Where do they get these crazy ideas?

Arab world sees Bush’s response to Georgia-Russia crisis as hypocritical

The U.S. president should be ‘too ashamed to speak about the occupation of any country, he is already occupying one,’ one observer says.

President Bush’s condemnation of Russia as a bullying intimidator in the Georgian conflict struck a hypocritical note in a Middle East that has endured violent reverberations from the U.S.-led invasion of Iraq, and where the sharp White House rhetoric against Moscow echoes what many Arabs feel in turn about the U.S.

Many in the region are angered by what they see as the president’s swaggering style and frequent veiled threats of military force. His administration has been accused of alienating Muslims and instigating turmoil in a misguided war on terrorism.

At this point the single most important hallmark of American conservatism is hypocrisy. This, after all, is the man who stole an election and then invaded a country that had not threatened us in the name of spreadin’ democracy. You just can’t get any more hypocritical than that. (Well, actually you can — how about using febrile rhetoric about torture and “rape rooms” while operating his own torture regime and concentration camp. The list could go on.)

Meanwhile, little pitchers have big ears:


Georgia, Russia took a path of belligerence and bluster

Russia supported separatists and distrusted Georgian leader Saakashvili, whose mocking attitude and head-long rush to embrace the U.S. made matters worse.

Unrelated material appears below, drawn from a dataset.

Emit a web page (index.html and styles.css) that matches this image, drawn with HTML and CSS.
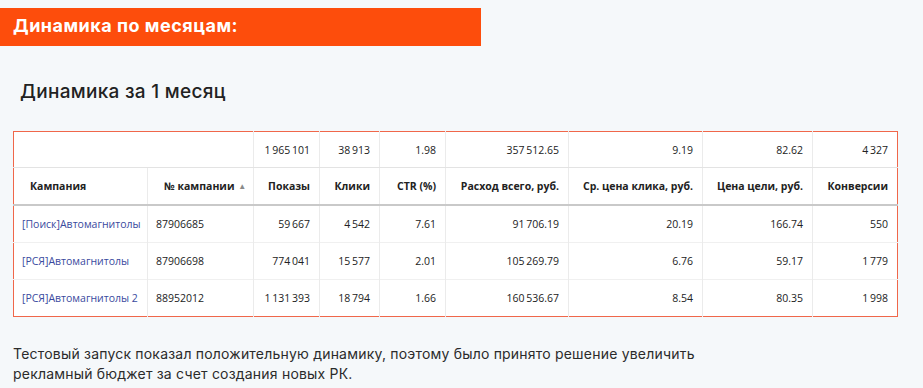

These last few years have done grave harm, in more ways than we can imagine right now, to global stability. The US went out of its way to upend the delicate post war agreement against wars of aggression with this misbegotten Bush Doctrine of preventive war. It was an error of epic proportions. And it exposed something very ugly about us at the moment when we had the chance to transcend our own past sins and become an evolved, modern superpower devoted to international law and cooperation. Instead we proved ourselves to be no more responsible or mature than any other third rate empire with a chance to kick ass and prove its strength through brute violence.

This was a post partisan choice. The Democrats did not, as a whole, choose to fight this impulse. Most of them probably didn’t want to. But there are degrees of aggressive, blustery, belligerant hypocrisy and there is nobody who exemplifies it more than John Mccain, who makes even Bush look calm and deliberate by contrast.

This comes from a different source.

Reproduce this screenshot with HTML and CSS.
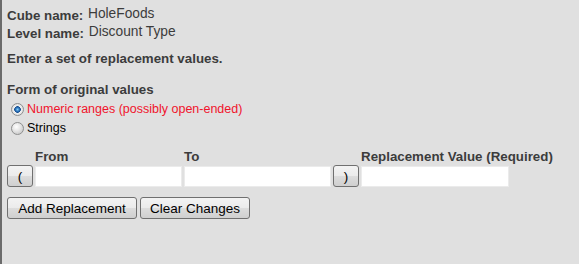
FILE: index.html
```html
<!DOCTYPE html>
<html lang="en">
  <head>
    <meta charset="UTF-8" />
    <title>Replacement values</title>
    <link rel="stylesheet" href="styles.css">
  </head>
  <body>
    <div class="page">
      <div class="info">
        <div class="info_row">
          <span class="lbl">Cube name:</span>
          <span class="val">HoleFoods</span>
        </div>
        <div class="info_row">
          <span class="lbl">Level name:</span>
          <span class="val">Discount Type</span>
        </div>
      </div>
      <p class="intro">Enter a set of replacement values.</p>
      <p class="form_title">Form of original values</p>
      <div class="radios">
        <label class="radio red">
          <input type="radio" name="form" checked />
          Numeric ranges (possibly open-ended)
        </label>
        <label class="radio">
          <input type="radio" name="form" />
          Strings
        </label>
      </div>
      <div class="ranges">
        <span class="head col_from">From</span>
        <span class="head col_to">To</span>
        <span class="head col_rep">Replacement Value (Required)</span>
        <button class="paren">(</button>
        <input type="text" class="inp" />
        <input type="text" class="inp" />
        <button class="paren">)</button>
        <input type="text" class="inp" />
      </div>
      <div class="actions">
        <button class="btn add">Add Replacement</button>
        <button class="btn">Clear Changes</button>
      </div>
    </div>
  </body>
</html>
```

FILE: styles.css
```css
* {
  box-sizing: border-box;
  margin: 0;
  padding: 0;
}
html,
body {
  background-color: #e0e0e0;
}
body {
  font-family: "Liberation Sans", Arial, sans-serif;
  font-size: 13.33px;
  color: #3c3c3c;
}
.page {
  min-height: 100vh;
  border-left: 2px solid #6b6b6b;
  padding: 5px 0 0 5px;
}
.info_row {
  line-height: 18px;
  height: 18px;
  white-space: nowrap;
}
.lbl {
  font-weight: bold;
}
.val {
  font-size: 13.75px;
  vertical-align: 2px;
  margin-left: 1px;
}
.intro {
  font-weight: bold;
  line-height: 18px;
  margin-top: 9px;
}
.form_title {
  font-weight: bold;
  line-height: 18px;
  margin-top: 13px;
}
.radios {
  margin-top: 1px;
}
.radio {
  display: flex;
  align-items: center;
  height: 19px;
  line-height: 19px;
  font-size: 12.5px;
  color: #000;
}
.radio.red {
  color: #f0142c;
}
.radio input {
  appearance: none;
  -webkit-appearance: none;
  width: 13px;
  height: 13px;
  margin: 0 3px 0 4px;
  border: 1px solid #8e8f8f;
  border-radius: 50%;
  background: radial-gradient(circle at 40% 35%, #ffffff 0, #e6e6e6 4px, #cfcfcf 7px);
}
.radio input:checked {
  background: radial-gradient(circle at 50% 50%, #7fd0f7 0, #2a6fb8 2px, #174f8e 3px, #f0f0f0 3.6px, #d4d4d4 7px);
}
.ranges {
  display: grid;
  grid-template-columns: 26px 147px 147px 26px 148px;
  column-gap: 2px;
  align-items: center;
  margin-top: 12px;
}
.head {
  font-weight: bold;
  line-height: 14px;
  white-space: nowrap;
}
.col_from {
  grid-column: 2;
}
.col_to {
  grid-column: 3;
}
.col_rep {
  grid-column: 5;
}
.inp {
  height: 21px;
  border: 1px solid #ebebeb;
  background-color: #fff;
  font-family: "Liberation Sans", Arial, sans-serif;
  font-size: 13px;
  margin-top: 1px;
}
.paren,
.btn {
  font-family: "Liberation Sans", Arial, sans-serif;
  font-size: 13.5px;
  color: #000;
  border: 1px solid #707070;
  border-radius: 3px;
  background: linear-gradient(#f3f3f3 0%, #ebebeb 50%, #dddddd 51%, #cfcfcf 100%);
}
.paren {
  height: 22px;
  margin-top: 1px;
}
.actions {
  display: flex;
  gap: 3px;
  margin-top: 10px;
}
.btn {
  height: 22px;
  padding: 0 9px;
}
.btn.add {
  width: 130px;
}
```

This article should scare anyone with half a conscience right down to his or her marrow:

Response to 9/11 Offers Outline of a McCain Doctrine

Senator John McCain arrived late at his Senate office on the morning of Sept. 11, 2001, just after the first plane hit the World Trade Center. “This is war,” he murmured to his aides. The sound of scrambling fighter planes rattled the windows, sending a tremor of panic through the room.

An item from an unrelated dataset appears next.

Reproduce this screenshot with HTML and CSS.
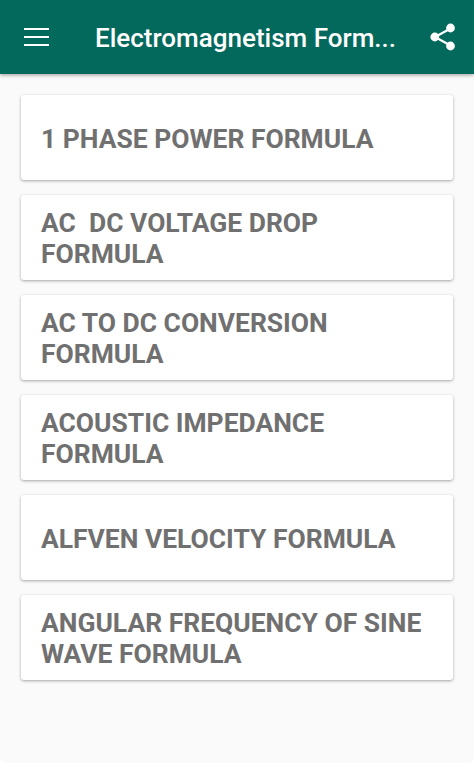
FILE: index.html
```html
<!DOCTYPE html>
<html lang="en">
<head>
<meta charset="utf-8">
<title>Electromagnetism Formulas</title>
<link rel="stylesheet" href="styles.css">
</head>
<body>
<div class="screen">
  <header class="appbar">
    <svg class="menu-icon" viewBox="0 0 25 20" width="25" height="20" aria-hidden="true">
      <path d="M0 2h25M0 10h25M0 18h25" stroke="#fff" stroke-width="2.2" fill="none"/>
    </svg>
    <h1 class="title">Electromagnetism Form...</h1>
    <svg class="share-icon" viewBox="0 0 26 28" width="26" height="28" aria-hidden="true">
      <path d="M20.5 5.5 5 14l15.5 8.5" stroke="#fff" stroke-width="2.2" fill="none"/>
      <circle cx="20.5" cy="5" r="4.4" fill="#fff"/>
      <circle cx="4.8" cy="14" r="4.4" fill="#fff"/>
      <circle cx="20.5" cy="23" r="4.4" fill="#fff"/>
    </svg>
  </header>
  <main class="list">
    <div class="card">1 PHASE POWER FORMULA</div>
    <div class="card">AC&nbsp; DC VOLTAGE DROP FORMULA</div>
    <div class="card">AC TO DC CONVERSION FORMULA</div>
    <div class="card">ACOUSTIC IMPEDANCE FORMULA</div>
    <div class="card">ALFVEN VELOCITY FORMULA</div>
    <div class="card">ANGULAR FREQUENCY OF SINE WAVE FORMULA</div>
  </main>
</div>
</body>
</html>
```
FILE: styles.css
```css
html, body {
  margin: 0;
  padding: 0;
  background: #fff;
}
.screen {
  width: 474px;
  height: 763px;
  background: #fafafa;
  border-radius: 0 0 6px 6px;
  overflow: hidden;
  font-family: Roboto, "Liberation Sans", sans-serif;
}
.appbar {
  height: 74px;
  background: #03695c;
  box-shadow: 0 1px 4px rgba(0, 0, 0, 0.4);
  display: flex;
  align-items: center;
  padding: 0 18px 0 24px;
  box-sizing: border-box;
  position: relative;
}
.menu-icon {
  flex: none;
}
.title {
  margin: 1px 0 0 46px;
  flex: 1;
  font-size: 26px;
  font-weight: 500;
  color: #fff;
  white-space: nowrap;
}
.share-icon {
  flex: none;
}
.list {
  padding: 21px 21px 0;
  display: flex;
  flex-direction: column;
  gap: 15px;
}
.card {
  height: 85px;
  box-sizing: border-box;
  padding: 1px 20px 0;
  background: #fff;
  border-radius: 3px;
  box-shadow: 0 1px 3px rgba(0, 0, 0, 0.35);
  display: flex;
  align-items: center;
  font-size: 26.45px;
  font-weight: 700;
  line-height: 31px;
  color: #707070;
}
```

Within hours, Mr. McCain, the Vietnam War hero and famed straight talker of the 2000 Republican primary, had taken on a new role: the leading advocate of taking the American retaliation against Al Qaeda far beyond Afghanistan. In a marathon of television and radio appearances, Mr. McCain recited a short list of other countries said to support terrorism, invariably including Iraq, Iran and Syria.

“There is a system out there or network, and that network is going to have to be attacked,” Mr. McCain said the next morning on ABC News. “It isn’t just Afghanistan,” he added, on MSNBC. “I don’t think if you got bin Laden tomorrow that the threat has disappeared,” he said on CBS, pointing toward other countries in the Middle East.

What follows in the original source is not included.